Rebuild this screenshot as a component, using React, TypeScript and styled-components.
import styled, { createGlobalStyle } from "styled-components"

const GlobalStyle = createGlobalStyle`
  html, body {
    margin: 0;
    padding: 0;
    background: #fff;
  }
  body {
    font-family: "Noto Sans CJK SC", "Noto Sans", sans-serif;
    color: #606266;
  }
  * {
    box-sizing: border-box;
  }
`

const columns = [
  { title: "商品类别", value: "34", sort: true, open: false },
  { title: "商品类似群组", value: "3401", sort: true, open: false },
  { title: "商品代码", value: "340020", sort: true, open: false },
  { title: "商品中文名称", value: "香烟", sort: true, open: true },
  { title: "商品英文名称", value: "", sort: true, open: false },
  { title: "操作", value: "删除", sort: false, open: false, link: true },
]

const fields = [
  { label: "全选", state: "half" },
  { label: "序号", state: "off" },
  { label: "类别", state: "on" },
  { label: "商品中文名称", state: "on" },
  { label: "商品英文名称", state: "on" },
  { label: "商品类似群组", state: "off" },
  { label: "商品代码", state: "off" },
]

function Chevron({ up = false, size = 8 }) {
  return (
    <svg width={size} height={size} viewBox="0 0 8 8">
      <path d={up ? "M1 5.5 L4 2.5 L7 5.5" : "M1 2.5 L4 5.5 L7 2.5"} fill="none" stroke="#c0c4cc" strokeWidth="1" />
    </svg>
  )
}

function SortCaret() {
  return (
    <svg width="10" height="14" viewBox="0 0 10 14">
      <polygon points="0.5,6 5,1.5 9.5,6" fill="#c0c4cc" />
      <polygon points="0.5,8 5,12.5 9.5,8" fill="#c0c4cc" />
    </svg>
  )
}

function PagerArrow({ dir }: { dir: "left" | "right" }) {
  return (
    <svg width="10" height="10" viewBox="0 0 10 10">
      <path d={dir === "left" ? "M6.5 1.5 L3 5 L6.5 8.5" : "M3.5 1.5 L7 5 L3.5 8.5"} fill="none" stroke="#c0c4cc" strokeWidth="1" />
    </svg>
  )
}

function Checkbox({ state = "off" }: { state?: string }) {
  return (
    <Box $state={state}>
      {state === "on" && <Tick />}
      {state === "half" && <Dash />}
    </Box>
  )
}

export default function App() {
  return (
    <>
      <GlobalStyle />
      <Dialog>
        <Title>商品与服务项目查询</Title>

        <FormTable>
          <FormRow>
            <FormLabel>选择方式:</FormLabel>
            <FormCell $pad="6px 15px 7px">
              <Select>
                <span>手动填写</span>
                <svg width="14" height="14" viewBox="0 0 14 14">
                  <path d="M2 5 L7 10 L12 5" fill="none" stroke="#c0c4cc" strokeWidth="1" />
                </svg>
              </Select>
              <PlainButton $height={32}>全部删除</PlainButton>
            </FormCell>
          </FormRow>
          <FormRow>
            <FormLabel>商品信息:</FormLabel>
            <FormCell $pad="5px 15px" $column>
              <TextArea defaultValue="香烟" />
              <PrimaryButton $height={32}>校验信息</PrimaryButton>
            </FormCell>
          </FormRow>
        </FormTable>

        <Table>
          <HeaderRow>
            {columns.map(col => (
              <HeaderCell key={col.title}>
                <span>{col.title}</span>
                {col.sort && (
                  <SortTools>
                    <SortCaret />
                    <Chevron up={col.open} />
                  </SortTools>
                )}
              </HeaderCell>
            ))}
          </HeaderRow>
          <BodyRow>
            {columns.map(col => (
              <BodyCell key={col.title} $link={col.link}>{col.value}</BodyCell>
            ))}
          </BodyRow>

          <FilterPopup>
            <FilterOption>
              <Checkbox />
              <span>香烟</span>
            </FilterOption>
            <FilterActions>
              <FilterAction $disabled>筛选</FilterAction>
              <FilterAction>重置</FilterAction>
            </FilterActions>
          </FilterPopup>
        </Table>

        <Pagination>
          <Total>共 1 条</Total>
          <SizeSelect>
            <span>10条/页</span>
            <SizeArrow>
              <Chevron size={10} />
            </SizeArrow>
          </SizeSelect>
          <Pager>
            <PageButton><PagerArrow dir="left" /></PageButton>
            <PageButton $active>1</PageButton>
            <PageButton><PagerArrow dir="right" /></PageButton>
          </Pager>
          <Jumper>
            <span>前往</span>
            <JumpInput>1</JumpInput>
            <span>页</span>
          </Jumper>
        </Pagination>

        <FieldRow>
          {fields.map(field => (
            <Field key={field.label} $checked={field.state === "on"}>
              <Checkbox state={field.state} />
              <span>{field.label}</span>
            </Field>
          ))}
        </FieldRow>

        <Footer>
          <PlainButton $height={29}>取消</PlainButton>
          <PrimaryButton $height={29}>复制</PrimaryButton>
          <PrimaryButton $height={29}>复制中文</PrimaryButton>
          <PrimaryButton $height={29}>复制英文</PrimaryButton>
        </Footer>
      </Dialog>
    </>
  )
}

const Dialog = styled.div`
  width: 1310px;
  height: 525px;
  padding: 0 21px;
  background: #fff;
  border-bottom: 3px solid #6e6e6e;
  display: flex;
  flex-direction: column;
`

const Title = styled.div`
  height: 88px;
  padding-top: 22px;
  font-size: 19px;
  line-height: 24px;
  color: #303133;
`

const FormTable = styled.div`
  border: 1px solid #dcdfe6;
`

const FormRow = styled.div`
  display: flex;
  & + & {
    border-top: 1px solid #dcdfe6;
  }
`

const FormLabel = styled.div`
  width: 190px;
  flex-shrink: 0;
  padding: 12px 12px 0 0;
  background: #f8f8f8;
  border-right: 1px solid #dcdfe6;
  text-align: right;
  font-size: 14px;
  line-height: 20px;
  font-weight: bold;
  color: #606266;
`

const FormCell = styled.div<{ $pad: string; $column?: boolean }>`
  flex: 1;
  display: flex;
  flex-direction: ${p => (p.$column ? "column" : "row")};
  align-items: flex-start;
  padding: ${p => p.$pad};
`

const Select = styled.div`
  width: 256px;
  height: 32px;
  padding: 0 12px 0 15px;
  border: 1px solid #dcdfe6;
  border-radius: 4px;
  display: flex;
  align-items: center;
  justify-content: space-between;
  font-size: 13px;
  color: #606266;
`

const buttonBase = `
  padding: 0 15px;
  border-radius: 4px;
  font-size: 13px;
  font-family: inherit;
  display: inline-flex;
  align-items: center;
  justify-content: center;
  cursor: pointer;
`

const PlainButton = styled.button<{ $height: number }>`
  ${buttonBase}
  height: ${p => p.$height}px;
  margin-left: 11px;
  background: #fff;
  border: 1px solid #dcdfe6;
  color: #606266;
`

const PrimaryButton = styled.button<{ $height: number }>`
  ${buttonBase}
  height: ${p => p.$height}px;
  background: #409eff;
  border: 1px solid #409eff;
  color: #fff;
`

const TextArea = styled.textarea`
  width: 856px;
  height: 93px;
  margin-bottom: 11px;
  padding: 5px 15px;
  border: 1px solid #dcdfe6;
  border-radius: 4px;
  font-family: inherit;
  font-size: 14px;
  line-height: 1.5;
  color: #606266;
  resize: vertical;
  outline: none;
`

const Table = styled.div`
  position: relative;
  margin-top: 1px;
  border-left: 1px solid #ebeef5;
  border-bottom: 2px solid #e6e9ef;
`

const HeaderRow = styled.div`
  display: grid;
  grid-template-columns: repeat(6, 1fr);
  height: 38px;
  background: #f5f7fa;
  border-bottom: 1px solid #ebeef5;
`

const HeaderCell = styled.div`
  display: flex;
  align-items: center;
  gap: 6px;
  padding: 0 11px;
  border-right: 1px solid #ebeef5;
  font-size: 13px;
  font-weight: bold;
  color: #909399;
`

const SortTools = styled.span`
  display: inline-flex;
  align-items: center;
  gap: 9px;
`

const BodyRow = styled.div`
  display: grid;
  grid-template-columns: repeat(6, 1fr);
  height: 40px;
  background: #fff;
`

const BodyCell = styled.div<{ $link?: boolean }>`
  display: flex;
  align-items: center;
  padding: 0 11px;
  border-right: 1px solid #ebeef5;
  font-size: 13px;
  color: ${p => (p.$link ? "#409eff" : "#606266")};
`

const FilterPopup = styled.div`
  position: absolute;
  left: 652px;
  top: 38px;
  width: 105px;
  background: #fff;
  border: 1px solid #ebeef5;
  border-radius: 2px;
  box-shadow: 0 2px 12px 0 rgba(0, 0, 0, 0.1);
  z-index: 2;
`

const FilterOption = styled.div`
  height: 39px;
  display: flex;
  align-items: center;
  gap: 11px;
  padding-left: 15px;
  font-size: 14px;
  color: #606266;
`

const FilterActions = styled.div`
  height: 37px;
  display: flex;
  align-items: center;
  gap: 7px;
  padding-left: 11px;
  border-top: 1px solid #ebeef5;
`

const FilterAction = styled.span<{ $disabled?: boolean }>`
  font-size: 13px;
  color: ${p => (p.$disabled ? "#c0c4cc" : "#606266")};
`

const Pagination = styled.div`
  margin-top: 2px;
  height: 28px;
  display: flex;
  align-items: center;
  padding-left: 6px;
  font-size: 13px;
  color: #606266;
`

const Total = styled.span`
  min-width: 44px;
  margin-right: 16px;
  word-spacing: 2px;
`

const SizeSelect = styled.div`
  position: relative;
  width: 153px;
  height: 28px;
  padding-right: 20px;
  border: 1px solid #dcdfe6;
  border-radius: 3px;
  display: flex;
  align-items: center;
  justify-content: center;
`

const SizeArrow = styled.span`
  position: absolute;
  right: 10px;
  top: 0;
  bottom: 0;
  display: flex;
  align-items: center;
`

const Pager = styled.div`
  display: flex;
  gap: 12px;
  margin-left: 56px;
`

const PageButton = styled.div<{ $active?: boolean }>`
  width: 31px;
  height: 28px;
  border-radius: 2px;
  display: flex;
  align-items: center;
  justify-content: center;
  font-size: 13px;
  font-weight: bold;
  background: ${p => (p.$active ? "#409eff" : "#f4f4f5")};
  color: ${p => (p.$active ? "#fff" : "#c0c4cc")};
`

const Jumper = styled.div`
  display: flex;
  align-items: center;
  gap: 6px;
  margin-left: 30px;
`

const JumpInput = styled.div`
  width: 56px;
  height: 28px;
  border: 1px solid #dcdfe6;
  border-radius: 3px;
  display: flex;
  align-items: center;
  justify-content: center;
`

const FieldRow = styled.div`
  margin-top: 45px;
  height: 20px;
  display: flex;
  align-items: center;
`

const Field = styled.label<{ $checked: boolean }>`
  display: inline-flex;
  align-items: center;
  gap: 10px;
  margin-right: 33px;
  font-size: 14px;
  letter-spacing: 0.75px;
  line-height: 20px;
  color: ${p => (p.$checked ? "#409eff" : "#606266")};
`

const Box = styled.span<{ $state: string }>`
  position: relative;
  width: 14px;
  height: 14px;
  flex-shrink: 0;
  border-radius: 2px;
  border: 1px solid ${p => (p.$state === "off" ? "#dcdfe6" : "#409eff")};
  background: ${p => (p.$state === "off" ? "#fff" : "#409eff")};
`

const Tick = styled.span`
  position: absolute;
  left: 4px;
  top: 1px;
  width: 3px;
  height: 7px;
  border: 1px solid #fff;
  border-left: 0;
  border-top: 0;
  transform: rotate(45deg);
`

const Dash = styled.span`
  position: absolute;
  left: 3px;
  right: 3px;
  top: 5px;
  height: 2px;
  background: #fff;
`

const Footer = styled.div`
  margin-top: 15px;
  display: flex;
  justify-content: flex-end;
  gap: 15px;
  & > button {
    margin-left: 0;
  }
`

--

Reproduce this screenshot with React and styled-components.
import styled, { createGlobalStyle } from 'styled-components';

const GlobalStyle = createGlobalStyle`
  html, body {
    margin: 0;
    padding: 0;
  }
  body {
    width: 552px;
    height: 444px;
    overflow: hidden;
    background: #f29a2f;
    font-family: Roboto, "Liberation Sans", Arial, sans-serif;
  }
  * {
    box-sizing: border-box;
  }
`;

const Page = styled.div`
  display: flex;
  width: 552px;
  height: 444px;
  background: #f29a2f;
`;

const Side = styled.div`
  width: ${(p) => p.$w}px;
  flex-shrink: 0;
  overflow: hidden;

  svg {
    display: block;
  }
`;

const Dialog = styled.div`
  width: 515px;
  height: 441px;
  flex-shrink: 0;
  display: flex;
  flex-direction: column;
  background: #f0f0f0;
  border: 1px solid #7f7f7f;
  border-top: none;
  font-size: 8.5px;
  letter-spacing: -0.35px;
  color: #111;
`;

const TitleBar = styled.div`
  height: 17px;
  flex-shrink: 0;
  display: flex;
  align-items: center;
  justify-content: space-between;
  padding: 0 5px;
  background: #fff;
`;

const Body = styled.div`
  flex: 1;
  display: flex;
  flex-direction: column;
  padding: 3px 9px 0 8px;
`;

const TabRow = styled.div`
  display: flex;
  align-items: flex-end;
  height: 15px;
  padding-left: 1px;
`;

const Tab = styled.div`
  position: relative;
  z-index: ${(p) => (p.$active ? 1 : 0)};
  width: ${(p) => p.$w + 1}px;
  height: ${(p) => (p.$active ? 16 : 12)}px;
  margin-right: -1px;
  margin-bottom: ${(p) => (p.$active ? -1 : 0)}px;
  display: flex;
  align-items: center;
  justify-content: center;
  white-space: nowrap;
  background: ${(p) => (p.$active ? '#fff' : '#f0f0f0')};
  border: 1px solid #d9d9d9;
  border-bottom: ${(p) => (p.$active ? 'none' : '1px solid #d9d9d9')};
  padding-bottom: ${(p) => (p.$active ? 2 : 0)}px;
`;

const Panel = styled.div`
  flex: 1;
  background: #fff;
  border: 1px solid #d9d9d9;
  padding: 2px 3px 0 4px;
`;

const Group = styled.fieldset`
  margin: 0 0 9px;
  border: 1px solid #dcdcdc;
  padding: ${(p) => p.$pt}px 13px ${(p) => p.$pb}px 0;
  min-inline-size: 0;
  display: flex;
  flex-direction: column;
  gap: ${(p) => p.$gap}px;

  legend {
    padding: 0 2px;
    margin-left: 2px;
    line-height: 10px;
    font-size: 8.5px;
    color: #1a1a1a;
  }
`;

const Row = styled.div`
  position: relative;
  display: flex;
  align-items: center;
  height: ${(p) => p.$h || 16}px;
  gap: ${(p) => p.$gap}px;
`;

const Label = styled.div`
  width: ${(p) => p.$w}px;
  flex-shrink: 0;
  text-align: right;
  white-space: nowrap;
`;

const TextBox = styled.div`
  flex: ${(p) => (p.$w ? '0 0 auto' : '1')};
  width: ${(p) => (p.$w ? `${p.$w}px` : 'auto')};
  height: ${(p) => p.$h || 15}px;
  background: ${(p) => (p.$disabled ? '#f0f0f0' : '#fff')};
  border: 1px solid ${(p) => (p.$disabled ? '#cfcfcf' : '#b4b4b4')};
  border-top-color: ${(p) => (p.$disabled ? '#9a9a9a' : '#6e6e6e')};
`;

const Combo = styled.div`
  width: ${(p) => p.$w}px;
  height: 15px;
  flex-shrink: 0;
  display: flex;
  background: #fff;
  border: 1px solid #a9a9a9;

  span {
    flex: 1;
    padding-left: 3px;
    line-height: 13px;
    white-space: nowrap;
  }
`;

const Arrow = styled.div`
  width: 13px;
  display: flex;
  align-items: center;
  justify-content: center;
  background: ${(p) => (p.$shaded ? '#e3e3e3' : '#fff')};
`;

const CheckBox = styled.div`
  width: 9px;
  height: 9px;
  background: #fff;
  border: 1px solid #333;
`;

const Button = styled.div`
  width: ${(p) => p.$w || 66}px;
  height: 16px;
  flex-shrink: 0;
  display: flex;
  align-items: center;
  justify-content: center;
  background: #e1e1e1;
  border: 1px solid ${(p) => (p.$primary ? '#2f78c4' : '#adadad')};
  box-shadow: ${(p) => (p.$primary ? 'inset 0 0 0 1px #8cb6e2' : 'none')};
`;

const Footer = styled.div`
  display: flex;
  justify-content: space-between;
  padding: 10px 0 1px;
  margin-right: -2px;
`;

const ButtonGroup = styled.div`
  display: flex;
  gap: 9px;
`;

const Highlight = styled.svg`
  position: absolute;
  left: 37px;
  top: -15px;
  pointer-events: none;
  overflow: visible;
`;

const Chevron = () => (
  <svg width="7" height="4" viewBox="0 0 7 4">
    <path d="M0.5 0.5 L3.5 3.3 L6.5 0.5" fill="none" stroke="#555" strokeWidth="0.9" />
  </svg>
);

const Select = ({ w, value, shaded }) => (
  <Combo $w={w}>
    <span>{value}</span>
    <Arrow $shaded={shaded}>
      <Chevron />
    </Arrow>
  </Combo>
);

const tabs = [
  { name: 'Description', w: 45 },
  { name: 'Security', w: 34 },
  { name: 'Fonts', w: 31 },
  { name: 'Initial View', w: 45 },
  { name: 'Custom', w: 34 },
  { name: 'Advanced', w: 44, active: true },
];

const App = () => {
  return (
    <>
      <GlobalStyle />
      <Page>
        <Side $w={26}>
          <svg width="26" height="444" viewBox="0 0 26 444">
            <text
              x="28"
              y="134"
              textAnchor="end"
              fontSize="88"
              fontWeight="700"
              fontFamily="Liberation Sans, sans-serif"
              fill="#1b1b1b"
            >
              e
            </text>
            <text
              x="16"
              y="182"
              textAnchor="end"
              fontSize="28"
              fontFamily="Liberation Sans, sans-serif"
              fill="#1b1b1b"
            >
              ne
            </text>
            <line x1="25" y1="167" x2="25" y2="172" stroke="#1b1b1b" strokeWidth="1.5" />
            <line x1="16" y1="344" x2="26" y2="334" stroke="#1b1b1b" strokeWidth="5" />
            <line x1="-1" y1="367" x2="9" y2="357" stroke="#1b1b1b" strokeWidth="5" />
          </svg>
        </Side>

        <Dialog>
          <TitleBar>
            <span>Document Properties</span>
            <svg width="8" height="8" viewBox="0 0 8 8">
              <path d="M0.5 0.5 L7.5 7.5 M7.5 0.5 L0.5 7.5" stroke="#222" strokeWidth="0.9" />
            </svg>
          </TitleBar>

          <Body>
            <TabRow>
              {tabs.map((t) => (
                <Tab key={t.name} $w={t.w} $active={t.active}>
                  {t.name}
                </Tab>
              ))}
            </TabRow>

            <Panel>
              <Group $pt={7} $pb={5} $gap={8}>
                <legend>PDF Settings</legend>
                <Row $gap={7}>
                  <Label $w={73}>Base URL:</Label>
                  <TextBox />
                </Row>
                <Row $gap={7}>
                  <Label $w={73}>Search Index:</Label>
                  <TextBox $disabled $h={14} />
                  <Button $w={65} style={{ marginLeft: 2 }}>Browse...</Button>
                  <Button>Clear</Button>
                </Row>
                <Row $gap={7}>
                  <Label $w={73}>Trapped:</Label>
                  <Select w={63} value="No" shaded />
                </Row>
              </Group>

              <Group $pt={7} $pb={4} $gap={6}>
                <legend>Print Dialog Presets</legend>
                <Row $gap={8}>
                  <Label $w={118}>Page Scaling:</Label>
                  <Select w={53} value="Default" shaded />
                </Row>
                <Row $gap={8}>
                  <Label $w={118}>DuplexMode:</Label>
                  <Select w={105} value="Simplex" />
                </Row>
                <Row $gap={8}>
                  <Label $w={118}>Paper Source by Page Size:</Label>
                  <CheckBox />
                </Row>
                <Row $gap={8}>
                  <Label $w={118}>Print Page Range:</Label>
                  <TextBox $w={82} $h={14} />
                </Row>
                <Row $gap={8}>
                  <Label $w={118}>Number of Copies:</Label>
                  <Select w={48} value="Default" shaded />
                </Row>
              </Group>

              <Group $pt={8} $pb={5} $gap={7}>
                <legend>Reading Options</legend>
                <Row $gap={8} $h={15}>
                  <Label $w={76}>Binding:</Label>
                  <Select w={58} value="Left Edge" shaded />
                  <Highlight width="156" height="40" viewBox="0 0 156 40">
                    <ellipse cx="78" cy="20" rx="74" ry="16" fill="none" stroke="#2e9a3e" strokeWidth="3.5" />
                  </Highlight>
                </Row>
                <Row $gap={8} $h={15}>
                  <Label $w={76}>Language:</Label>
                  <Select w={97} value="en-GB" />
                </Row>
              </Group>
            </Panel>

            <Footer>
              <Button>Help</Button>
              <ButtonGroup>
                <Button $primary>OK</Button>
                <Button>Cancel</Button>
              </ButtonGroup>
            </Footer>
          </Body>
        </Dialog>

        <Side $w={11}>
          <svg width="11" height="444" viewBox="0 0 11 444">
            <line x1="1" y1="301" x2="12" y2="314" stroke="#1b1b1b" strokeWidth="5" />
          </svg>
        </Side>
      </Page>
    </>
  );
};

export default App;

_Requirement_
Look through the entries above; copy each line where the string "this" appears.

_The completed task_
Rebuild this screenshot as a component, using React, TypeScript and styled-components.
Reproduce this screenshot with React and styled-components.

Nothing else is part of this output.